1 boneless skinless turkey breast, about 1 1/4 lbs

2 tbsp sodium reduced soy sauce

1 tbsp rice vinegar

2 tsp grated fresh ginger

Pinch freshly ground black pepper

2 tsp canola oil

1 red onion, coarsely chopped

1 cup turkey or vegetable broth

2 cups chopped fresh pineapple

1 cup pitted Medjool dates, chopped

2 tsp hot pepper sauce

1 green bell pepper, chopped

3 cups cooked brown rice

Cut turkey breast into bite-sized pieces; set aside.

In shallow dish combine soy sauce, vinegar, ginger and pepper. Add turkey and turn to coat evenly. Let stand for 15 minutes.

In large non-stick skillet, heat oil over medium high heat and brown turkey pieces in batches and place in slow cooker.

Add red onion to skillet and sauté for 3 minutes or until browned. Add broth and bring to boil. Scrape onion mixture into slow cooker. Stir in pineapple, dates and hot pepper sauce. Cover and cook on low for six hours or on high for three hours.

Remove lid and stir in green pepper; cover and cook for 30 minutes or until tender crisp.

Serve stew over rice.

Turkey and fresh cilantro noodle salad

Fresh and colourful, this salad is perfect to bring to an office potluck or family get together. Look for 1/8-inch width rice noodles for the best texture for this salad.

Half a 1 lb/454 g pkg rice noodles

1 tsp sesame oil

8 oz (227 g) extra lean ground turkey

1 bunch green onions, thinly sliced

2 cloves garlic, minced

1/4 cup chopped fresh cilantro

1 pint grape tomatoes, halved

1 large carrot, shredded

1/4 cup each sodium reduced soy sauce and seasoned rice vinegar

In pot of boiling salted water, cook noodles for one minute, stirring until softened. Drain well and rinse with cold water. Drain again and place in large bowl; toss with oil.

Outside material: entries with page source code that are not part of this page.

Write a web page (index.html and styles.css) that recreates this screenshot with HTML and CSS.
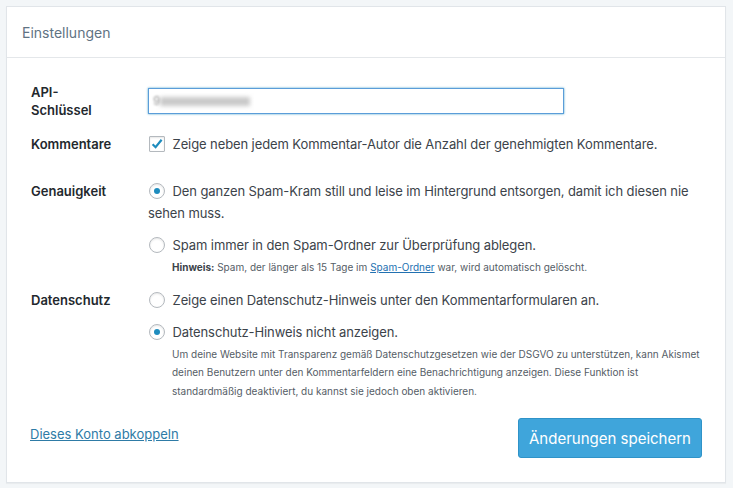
FILE: index.html
```html
<!DOCTYPE html>
<html lang="de">
  <head>
    <meta charset="UTF-8" />
    <meta name="viewport" content="width=device-width, initial-scale=1.0" />
    <title>Einstellungen</title>
    <link rel="stylesheet" href="styles.css">
  </head>
  <body>
    <div class="panel">
      <div class="panel-head">Einstellungen</div>
      <form class="panel-body">
        <div class="row row-key">
          <div class="row-label">API-<br />Schlüssel</div>
          <div class="row-field">
            <div class="key-field">
              <span class="key-first">9</span><span class="key-rest"></span>
            </div>
          </div>
        </div>

        <div class="row row-comments">
          <div class="row-label">Kommentare</div>
          <div class="row-field">
            <label class="option">
              <span class="check">
                <svg viewBox="0 0 16 16" width="16" height="16">
                  <path d="M3.6 8.2 L6.6 11.2 L12.6 3.8" fill="none" stroke="#1e8cbe" stroke-width="2.2" />
                </svg>
              </span>
              Zeige neben jedem Kommentar-Autor die Anzahl der genehmigten Kommentare.
            </label>
          </div>
        </div>

        <div class="row row-strict">
          <div class="row-label">Genauigkeit</div>
          <div class="row-field">
            <label class="option">
              <span class="radio on"></span>
              Den ganzen Spam-Kram still und leise im Hintergrund entsorgen, damit ich diesen nie sehen muss.
            </label>
            <label class="option next">
              <span class="radio"></span>
              Spam immer in den Spam-Ordner zur Überprüfung ablegen.
            </label>
            <p class="note note-hint">
              <strong>Hinweis:</strong> Spam, der länger als 15 Tage im
              <a href="#">Spam-Ordner</a> war, wird automatisch gelöscht.
            </p>
          </div>
        </div>

        <div class="row row-privacy">
          <div class="row-label">Datenschutz</div>
          <div class="row-field">
            <label class="option">
              <span class="radio"></span>
              Zeige einen Datenschutz-Hinweis unter den Kommentarformularen an.
            </label>
            <label class="option next">
              <span class="radio on"></span>
              Datenschutz-Hinweis nicht anzeigen.
            </label>
            <p class="note">
              Um deine Website mit Transparenz gemäß Datenschutzgesetzen wie der DSGVO zu unterstützen,
              kann Akismet deinen Benutzern unter den Kommentarfeldern eine Benachrichtigung anzeigen.
              Diese Funktion ist standardmäßig deaktiviert, du kannst sie jedoch oben aktivieren.
            </p>
          </div>
        </div>

        <div class="panel-actions">
          <a href="#" class="disconnect">Dieses Konto abkoppeln</a>
          <button type="submit" class="save-btn">Änderungen speichern</button>
        </div>
      </form>
    </div>
  </body>
</html>
```

FILE: styles.css
```css
* {
  box-sizing: border-box;
  margin: 0;
  padding: 0;
}

html,
body {
  background: #f3f6f8;
  font-family: "Inter", "Noto Sans", sans-serif;
  color: #3c434a;
  font-size: 13px;
}

body {
  padding: 6px 7px 6px 6px;
}

/* Panel */
.panel {
  background: #fff;
  border: 1px solid #e1e5e9;
  box-shadow: 0 1px 1px rgba(0, 0, 0, 0.04);
}

.panel-head {
  height: 51px;
  padding: 0 15px;
  display: flex;
  align-items: center;
  font-size: 14px;
  color: #5f7383;
  border-bottom: 1px solid #e4e7ea;
}

.panel-body {
  padding: 25px 23px 24px 24px;
}

/* Rows */
.row {
  display: grid;
  grid-template-columns: 117px 1fr;
}

.row-label {
  font-weight: 600;
  color: #23282d;
  line-height: 22px;
}

.row-key .row-label {
  line-height: 18px;
}

.row-field {
  line-height: 22px;
  letter-spacing: -0.1px;
}

.row-comments {
  margin-top: 14px;
}

.row-strict {
  margin-top: 25px;
}

.row-privacy {
  margin-top: 12px;
}

/* API key field */
.key-field {
  margin-top: 5px;
  width: 416px;
  height: 26px;
  border: 1px solid #5b9dd9;
  box-shadow: 0 0 2px rgba(30, 140, 190, 0.8);
  display: flex;
  align-items: center;
  padding-left: 4px;
}

.key-first {
  color: #999;
  filter: blur(1.2px);
  font-size: 12px;
}

.key-rest {
  width: 90px;
  height: 9px;
  background: #c9c9c9;
  filter: blur(2px);
}

/* Options */
.option {
  display: block;
}

.option.next {
  margin-top: 10px;
}

.check,
.radio {
  display: inline-block;
  width: 16px;
  height: 16px;
  border: 1px solid #b4b9be;
  background: #fff;
  box-shadow: inset 0 1px 2px rgba(0, 0, 0, 0.1);
  vertical-align: -3px;
  margin: 0 4px 0 1px;
  position: relative;
}

.check {
  border-radius: 1px;
}

.check svg {
  position: absolute;
  left: -1px;
  top: -1px;
}

.radio {
  border-radius: 50%;
}

.radio.on::after {
  content: "";
  position: absolute;
  left: 4px;
  top: 4px;
  width: 6px;
  height: 6px;
  border-radius: 50%;
  background: #1e8cbe;
}

/* Small hint text below options */
.note {
  font-size: 10px;
  line-height: 18.5px;
  letter-spacing: 0;
  color: #555d66;
  padding-left: 24px;
  margin-top: 2px;
}

.note strong {
  color: #3c434a;
}

.note a {
  color: #2271b1;
}

/* Footer actions */
.panel-actions {
  display: flex;
  justify-content: space-between;
  align-items: center;
  margin-top: 18px;
}

.disconnect {
  color: #2e7ba6;
  font-size: 13px;
  margin-top: -9px;
  margin-left: -1px;
}

.save-btn {
  width: 184px;
  height: 40px;
  background: #3fa5db;
  border: 1px solid #2f93c8;
  border-radius: 3px;
  color: #fff;
  font-family: inherit;
  font-size: 15px;
  cursor: pointer;
}
```
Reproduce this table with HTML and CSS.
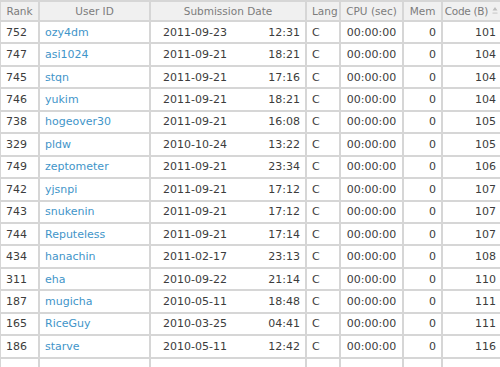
FILE: index.html
```html
<!DOCTYPE html>
<html>
<head>
<meta charset="utf-8">
<link rel="stylesheet" href="styles.css">
</head>
<body>
<table class="ranking">
  <colgroup>
    <col class="c-rank"><col class="c-user"><col class="c-date"><col class="c-lang"><col class="c-cpu"><col class="c-mem"><col class="c-code">
  </colgroup>
  <thead>
    <tr>
      <th>Rank</th><th>User ID</th><th>Submission Date</th><th>Lang</th><th>CPU (sec)</th><th>Mem</th>
      <th class="sorted">Code (B)<svg class="sort" width="6" height="9" viewBox="0 0 6 9"><path d="M3 1 L5.5 4.5 L0.5 4.5 Z" fill="#bdbdbd"/><rect x="0.5" y="6.5" width="5" height="1.2" fill="#cccccc"/></svg></th>
    </tr>
  </thead>
  <tbody>
    <tr><td>752</td><td><a href="#">ozy4dm</a></td><td class="date">2011-09-23<span class="time">12:31</span></td><td>C</td><td class="cpu">00:00:00</td><td class="num">0</td><td class="num">101</td></tr>
    <tr><td>747</td><td><a href="#">asi1024</a></td><td class="date">2011-09-21<span class="time">18:21</span></td><td>C</td><td class="cpu">00:00:00</td><td class="num">0</td><td class="num">104</td></tr>
    <tr><td>745</td><td><a href="#">stqn</a></td><td class="date">2011-09-21<span class="time">17:16</span></td><td>C</td><td class="cpu">00:00:00</td><td class="num">0</td><td class="num">104</td></tr>
    <tr><td>746</td><td><a href="#">yukim</a></td><td class="date">2011-09-21<span class="time">18:21</span></td><td>C</td><td class="cpu">00:00:00</td><td class="num">0</td><td class="num">104</td></tr>
    <tr><td>738</td><td><a href="#">hogeover30</a></td><td class="date">2011-09-21<span class="time">16:08</span></td><td>C</td><td class="cpu">00:00:00</td><td class="num">0</td><td class="num">105</td></tr>
    <tr><td>329</td><td><a href="#">pldw</a></td><td class="date">2010-10-24<span class="time">13:22</span></td><td>C</td><td class="cpu">00:00:00</td><td class="num">0</td><td class="num">105</td></tr>
    <tr><td>749</td><td><a href="#">zeptometer</a></td><td class="date">2011-09-21<span class="time">23:34</span></td><td>C</td><td class="cpu">00:00:00</td><td class="num">0</td><td class="num">106</td></tr>
    <tr><td>742</td><td><a href="#">yjsnpi</a></td><td class="date">2011-09-21<span class="time">17:12</span></td><td>C</td><td class="cpu">00:00:00</td><td class="num">0</td><td class="num">107</td></tr>
    <tr><td>743</td><td><a href="#">snukenin</a></td><td class="date">2011-09-21<span class="time">17:12</span></td><td>C</td><td class="cpu">00:00:00</td><td class="num">0</td><td class="num">107</td></tr>
    <tr><td>744</td><td><a href="#">Reputeless</a></td><td class="date">2011-09-21<span class="time">17:14</span></td><td>C</td><td class="cpu">00:00:00</td><td class="num">0</td><td class="num">107</td></tr>
    <tr><td>434</td><td><a href="#">hanachin</a></td><td class="date">2011-02-17<span class="time">23:13</span></td><td>C</td><td class="cpu">00:00:00</td><td class="num">0</td><td class="num">108</td></tr>
    <tr><td>311</td><td><a href="#">eha</a></td><td class="date">2010-09-22<span class="time">21:14</span></td><td>C</td><td class="cpu">00:00:00</td><td class="num">0</td><td class="num">110</td></tr>
    <tr><td>187</td><td><a href="#">mugicha</a></td><td class="date">2010-05-11<span class="time">18:48</span></td><td>C</td><td class="cpu">00:00:00</td><td class="num">0</td><td class="num">111</td></tr>
    <tr><td>165</td><td><a href="#">RiceGuy</a></td><td class="date">2010-03-25<span class="time">04:41</span></td><td>C</td><td class="cpu">00:00:00</td><td class="num">0</td><td class="num">111</td></tr>
    <tr><td>186</td><td><a href="#">starve</a></td><td class="date">2010-05-11<span class="time">12:42</span></td><td>C</td><td class="cpu">00:00:00</td><td class="num">0</td><td class="num">116</td></tr>
    <tr><td>&nbsp;</td><td></td><td></td><td></td><td></td><td></td><td></td></tr>
  </tbody>
</table>
</body>
</html>
```

FILE: styles.css
```css
html, body {
  margin: 0;
  padding: 0;
  background: #ffffff;
  overflow: hidden;
}

.ranking {
  border-collapse: collapse;
  table-layout: fixed;
  width: 502px;
  margin-left: -1px;
  font-family: "DejaVu Sans", Verdana, sans-serif;
  font-size: 11px;
  color: #3c3c3c;
}

.c-rank { width: 39px; }
.c-user { width: 111px; }
.c-date { width: 156px; }
.c-lang { width: 34px; }
.c-cpu { width: 63px; }
.c-mem { width: 39px; }
.c-code { width: 60px; }

.ranking th,
.ranking td {
  border: 2px solid #d6d6d6;
  padding: 0 5px;
  white-space: nowrap;
  overflow: hidden;
}

.ranking th {
  height: 17px;
  padding-bottom: 1px;
  background: #f0f0f0;
  color: #7c7c7c;
  font-size: 10.5px;
  font-weight: normal;
  text-align: center;
}

.ranking td {
  height: 20.45px;
  text-align: left;
}

.ranking th.sorted {
  padding: 0 3px 1px 0;
  text-align: right;
  letter-spacing: -0.3px;
}

.sort {
  vertical-align: 0;
  margin-left: 4px;
}

.ranking a {
  color: #3f95c9;
  text-decoration: none;
}

.ranking td.date {
  padding: 0 5px 0 12px;
}

.time {
  float: right;
}

.ranking td.cpu {
  text-align: center;
  padding: 0;
}

.ranking td.num {
  text-align: right;
}
```
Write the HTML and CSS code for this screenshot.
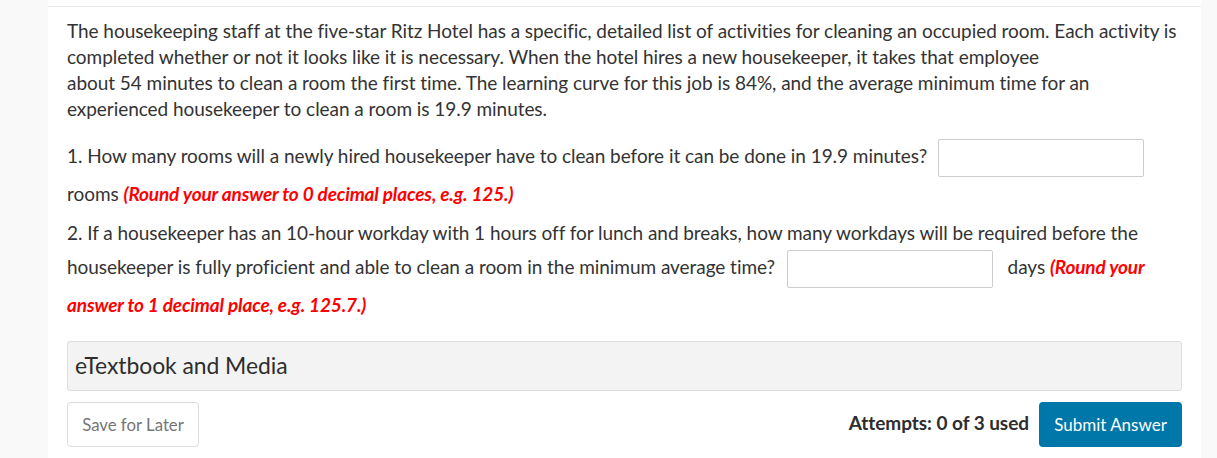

In large non-stick skillet, cook turkey, onions, garlic and half of the cilantro over medium high heat for about eight minutes or until no longer pink; set aside.

Add turkey mixture to noodles and toss to combine. Stir in tomatoes, carrot, remaining cilantro, soy sauce and rice vinegar and toss to combine well.

Tip: For added kick to this salad, stir in 1/2 tsp Asian chili sauce or hot pepper sauce with the soy sauce and vinegar.